Thursday, December 8, 2016


I have intentionally excluded myself from most of mainstream heterosexual life. I am a 100% homosexual man with no marriage yearnings or parenting desires. I am happy to be living in post-Stonewall times in the USA, but I doubt my life would have been so much different if I had lived more of it before Stonewall. Hiding or repressing my sexuality never really occurred to me as an adult. I always understood instinctively that doing so would be unhealthy.

What is this modern obsession with inclusion? I have given it some thought. 

I sometimes think inclusion is confused with affirmative action, for instance. This doesn't make any sense. You may want to include your mentally impaired cousin in a family wedding, but you don't appoint him to be the wedding planner. You may want to hire a male wedding planner of color as a form of affirmative action, thereby giving him a chance to further his resume. But this does not automatically mean you will include him in the wedding party. 

Immigration is an area where the concept of inclusion often gets raised. Some addled social-justice advocates feel that illegal immigrants should be allowed to cross national borders and then be included in legal society with all the benefits of citizens. This is not inclusion. This is simply an advocacy for anarchy by those least likely to have to pay for its repercussions. 

Inclusion is always framed as a good thing in today's pop culture. But is it? As a homosexual man, I would not like including women in certain sexually centered venues, like gay steam baths. I would like to have the option of going to all-male gay club or to belong to an all-male gym. Likewise, I would not expect or desire to be included in some all-female activities. There is no need to include me in bridal shower or baby showers. I'm good, thanks.

So much of this inclusion obsession is specific to millennials. I often wonder if they can manage to go to the bathroom alone without separation anxiety. All this inclusion must come at the expense of reflection, self-examination and concentration. Hence the superficial materialism and susceptibility to addiction of the millennial culture. If you have had no time to figure out who the hell you are, it feels right to rush through life from one group experience of physical gratification to another. 

The false morality of inclusiveness-preaching in media aimed at millennials annoys me. What the hell is inclusiveness anyway? Should it entail wearing a T-shirt saying, "I'll fuck anyone?" While crying rape whenever someone innocently tests a sexual boundary in a non-aggressive manner, some millennials would feel compelled to participate in an orgy if it included a prerequisite number of transgender people of color, attractive or not. 

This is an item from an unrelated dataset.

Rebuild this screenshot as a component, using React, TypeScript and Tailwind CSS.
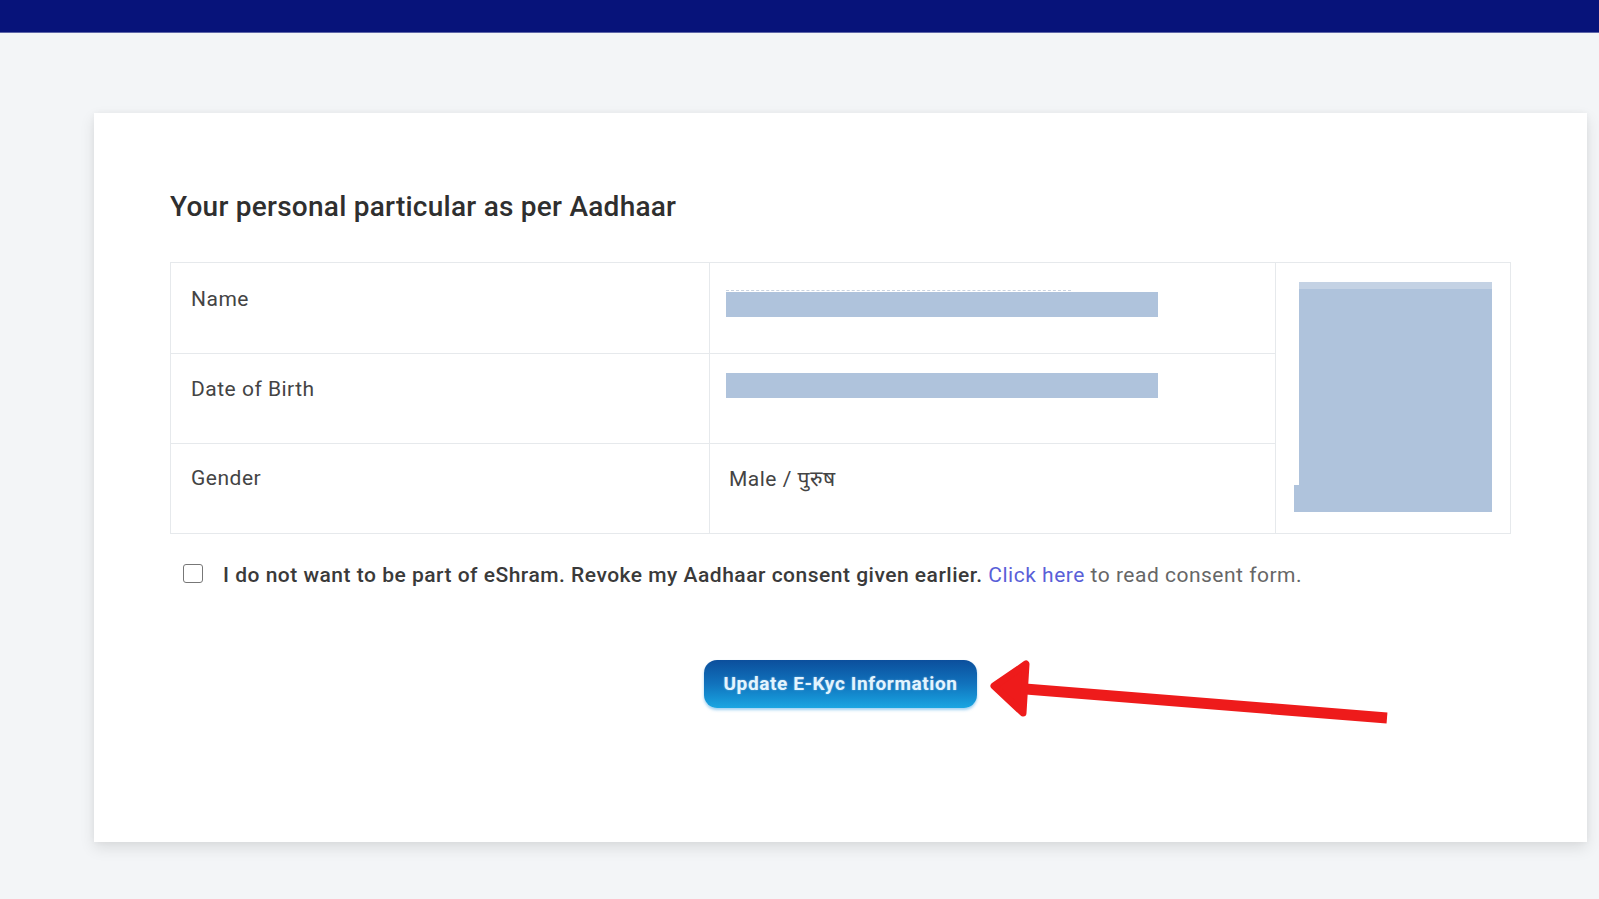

As I said at the beginning, I exclude myself from most of mainstream society. That does not make me antisocial, a potential terrorist or serial killer. It is called "choice",  and it also entails my Constitutional right to privacy. I know when and where I am welcomed and accepted. How do I know that? I have spent a lot of my time alone discovering who I am. I have used my time outside to look skeptically into society. I have learned to smell the stench of hypocrisy and can spot insincerity in the human eye. Like most things, if you are always immersed in a sea of hypocrisy and insincerity, you no longer are able to discern it from anything else.